The task
Pictures do not belong in the copy, so please give every entry below again exactly.

[begin Entries supplied]

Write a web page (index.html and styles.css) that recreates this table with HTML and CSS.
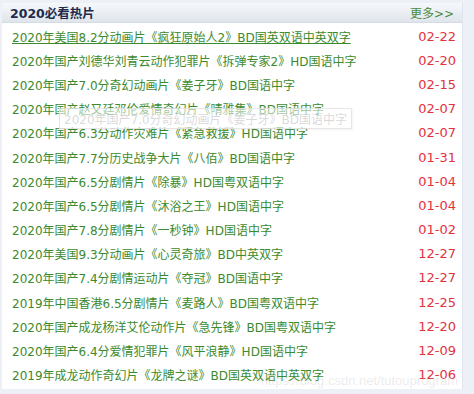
FILE: index.html
```html
<!DOCTYPE html>
<html>
<head>
<meta charset="utf-8">
<link rel="stylesheet" href="styles.css">
</head>
<body>
<div class="page">
  <div class="panel">
    <div class="head">
      <span class="title">2020必看热片</span>
      <a class="more">更多&gt;&gt;</a>
    </div>
    <ul class="list">
      <li class="row hover"><a>2020年美国8.2分动画片《疯狂原始人2》BD国英双语中英双字</a><span class="date">02-22</span></li>
      <li class="row"><a>2020年国产刘德华刘青云动作犯罪片《拆弹专家2》HD国语中字</a><span class="date">02-20</span></li>
      <li class="row"><a>2020年国产7.0分奇幻动画片《姜子牙》BD国语中字</a><span class="date">02-15</span></li>
      <li class="row"><a>2020年国产赵又廷邓伦爱情奇幻片《晴雅集》BD国语中字</a><span class="date">02-07</span></li>
      <li class="row"><a>2020年国产6.3分动作灾难片《紧急救援》HD国语中字</a><span class="date">02-07</span></li>
      <li class="row"><a>2020年国产7.7分历史战争大片《八佰》BD国语中字</a><span class="date">01-31</span></li>
      <li class="row"><a>2020年国产6.5分剧情片《除暴》HD国粤双语中字</a><span class="date">01-04</span></li>
      <li class="row"><a>2020年国产6.5分剧情片《沐浴之王》HD国语中字</a><span class="date">01-04</span></li>
      <li class="row"><a>2020年国产7.8分剧情片《一秒钟》HD国语中字</a><span class="date">01-02</span></li>
      <li class="row"><a>2020年美国9.3分动画片《心灵奇旅》BD中英双字</a><span class="date">12-27</span></li>
      <li class="row"><a>2020年国产7.4分剧情运动片《夺冠》BD国语中字</a><span class="date">12-27</span></li>
      <li class="row"><a>2019年中国香港6.5分剧情片《麦路人》BD国粤双语中字</a><span class="date">12-25</span></li>
      <li class="row"><a>2020年国产成龙杨洋艾伦动作片《急先锋》BD国粤双语中字</a><span class="date">12-20</span></li>
      <li class="row"><a>2020年国产6.4分爱情犯罪片《风平浪静》HD国语中字</a><span class="date">12-09</span></li>
      <li class="row"><a>2019年成龙动作奇幻片《龙牌之谜》BD国英双语中英双字</a><span class="date">12-06</span></li>
    </ul>
    <div class="tip">2020年国产7.0分奇幻动画片《姜子牙》BD国语中字</div>
    <div class="mark">https://blog.csdn.net/tutouprogram</div>
  </div>
</div>
</body>
</html>
```

FILE: styles.css
```css
* { box-sizing: border-box; }
html, body { margin: 0; padding: 0; }
body {
  background: #edf1f7;
  font-family: "DejaVu Sans", "Noto Sans CJK SC", sans-serif;
  font-size: 12px;
  width: 474px;
  height: 394px;
  overflow: hidden;
}
.page {
  padding: 3px 11px 0 2px;
}
.panel {
  position: relative;
  background: #fff;
  width: 461px;
  height: 386px;
  border-right: 1px solid #dfe5ee;
}
.head {
  height: 20px;
  display: flex;
  align-items: center;
  justify-content: space-between;
  padding: 0 8px 0 8px;
  background: linear-gradient(#f6f8fb, #dfe5ec);
  border-bottom: 1px solid #d4dbe4;
}
.title {
  font-weight: bold;
  color: #1c2b4c;
  font-size: 12.5px;
}
.more {
  color: #4a8a3a;
  font-size: 12px;
}
.list {
  list-style: none;
  margin: 0;
  padding: 1px 0 0 0;
}
.row {
  height: 24.2px;
  display: flex;
  align-items: center;
  justify-content: space-between;
  padding: 0 6px 0 10px;
}
.row a {
  color: #3b8a2e;
}
.row.hover a {
  text-decoration: underline;
}
.date {
  color: #e2323e;
  font-size: 13px;
}
.tip {
  position: absolute;
  left: 57px;
  top: 105px;
  padding: 1px 4px;
  background: rgba(255,255,255,0.55);
  border: 1px solid rgba(220,220,220,0.7);
  color: rgba(170,170,170,0.45);
  font-size: 12px;
  box-shadow: 1px 1px 2px rgba(0,0,0,0.05);
}
.mark {
  position: absolute;
  right: 4px;
  bottom: 1px;
  color: rgba(160,160,170,0.22);
  font-size: 13px;
  font-family: "Liberation Sans", sans-serif;
}
```
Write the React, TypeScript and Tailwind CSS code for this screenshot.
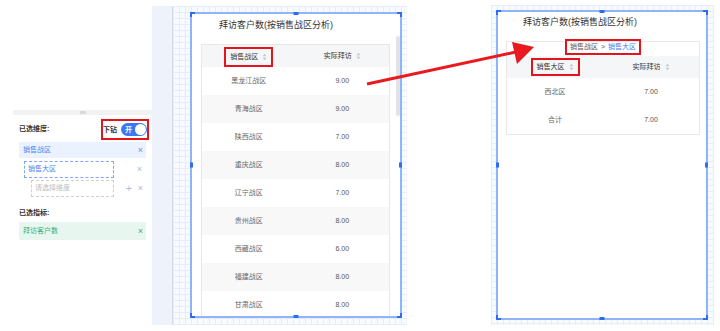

[end Entries supplied]

Response below
Write a web page (index.html and styles.css) that recreates this table with HTML and CSS.
FILE: index.html
```html
<!DOCTYPE html>
<html>
<head>
<meta charset="utf-8">
<link rel="stylesheet" href="styles.css">
</head>
<body>
<div class="page">
  <div class="panel">
    <div class="head">
      <span class="title">2020必看热片</span>
      <a class="more">更多&gt;&gt;</a>
    </div>
    <ul class="list">
      <li class="row hover"><a>2020年美国8.2分动画片《疯狂原始人2》BD国英双语中英双字</a><span class="date">02-22</span></li>
      <li class="row"><a>2020年国产刘德华刘青云动作犯罪片《拆弹专家2》HD国语中字</a><span class="date">02-20</span></li>
      <li class="row"><a>2020年国产7.0分奇幻动画片《姜子牙》BD国语中字</a><span class="date">02-15</span></li>
      <li class="row"><a>2020年国产赵又廷邓伦爱情奇幻片《晴雅集》BD国语中字</a><span class="date">02-07</span></li>
      <li class="row"><a>2020年国产6.3分动作灾难片《紧急救援》HD国语中字</a><span class="date">02-07</span></li>
      <li class="row"><a>2020年国产7.7分历史战争大片《八佰》BD国语中字</a><span class="date">01-31</span></li>
      <li class="row"><a>2020年国产6.5分剧情片《除暴》HD国粤双语中字</a><span class="date">01-04</span></li>
      <li class="row"><a>2020年国产6.5分剧情片《沐浴之王》HD国语中字</a><span class="date">01-04</span></li>
      <li class="row"><a>2020年国产7.8分剧情片《一秒钟》HD国语中字</a><span class="date">01-02</span></li>
      <li class="row"><a>2020年美国9.3分动画片《心灵奇旅》BD中英双字</a><span class="date">12-27</span></li>
      <li class="row"><a>2020年国产7.4分剧情运动片《夺冠》BD国语中字</a><span class="date">12-27</span></li>
      <li class="row"><a>2019年中国香港6.5分剧情片《麦路人》BD国粤双语中字</a><span class="date">12-25</span></li>
      <li class="row"><a>2020年国产成龙杨洋艾伦动作片《急先锋》BD国粤双语中字</a><span class="date">12-20</span></li>
      <li class="row"><a>2020年国产6.4分爱情犯罪片《风平浪静》HD国语中字</a><span class="date">12-09</span></li>
      <li class="row"><a>2019年成龙动作奇幻片《龙牌之谜》BD国英双语中英双字</a><span class="date">12-06</span></li>
    </ul>
    <div class="tip">2020年国产7.0分奇幻动画片《姜子牙》BD国语中字</div>
    <div class="mark">https://blog.csdn.net/tutouprogram</div>
  </div>
</div>
</body>
</html>
```

FILE: styles.css
```css
* { box-sizing: border-box; }
html, body { margin: 0; padding: 0; }
body {
  background: #edf1f7;
  font-family: "DejaVu Sans", "Noto Sans CJK SC", sans-serif;
  font-size: 12px;
  width: 474px;
  height: 394px;
  overflow: hidden;
}
.page {
  padding: 3px 11px 0 2px;
}
.panel {
  position: relative;
  background: #fff;
  width: 461px;
  height: 386px;
  border-right: 1px solid #dfe5ee;
}
.head {
  height: 20px;
  display: flex;
  align-items: center;
  justify-content: space-between;
  padding: 0 8px 0 8px;
  background: linear-gradient(#f6f8fb, #dfe5ec);
  border-bottom: 1px solid #d4dbe4;
}
.title {
  font-weight: bold;
  color: #1c2b4c;
  font-size: 12.5px;
}
.more {
  color: #4a8a3a;
  font-size: 12px;
}
.list {
  list-style: none;
  margin: 0;
  padding: 1px 0 0 0;
}
.row {
  height: 24.2px;
  display: flex;
  align-items: center;
  justify-content: space-between;
  padding: 0 6px 0 10px;
}
.row a {
  color: #3b8a2e;
}
.row.hover a {
  text-decoration: underline;
}
.date {
  color: #e2323e;
  font-size: 13px;
}
.tip {
  position: absolute;
  left: 57px;
  top: 105px;
  padding: 1px 4px;
  background: rgba(255,255,255,0.55);
  border: 1px solid rgba(220,220,220,0.7);
  color: rgba(170,170,170,0.45);
  font-size: 12px;
  box-shadow: 1px 1px 2px rgba(0,0,0,0.05);
}
.mark {
  position: absolute;
  right: 4px;
  bottom: 1px;
  color: rgba(160,160,170,0.22);
  font-size: 13px;
  font-family: "Liberation Sans", sans-serif;
}
```
Write the React, TypeScript and Tailwind CSS code for this screenshot.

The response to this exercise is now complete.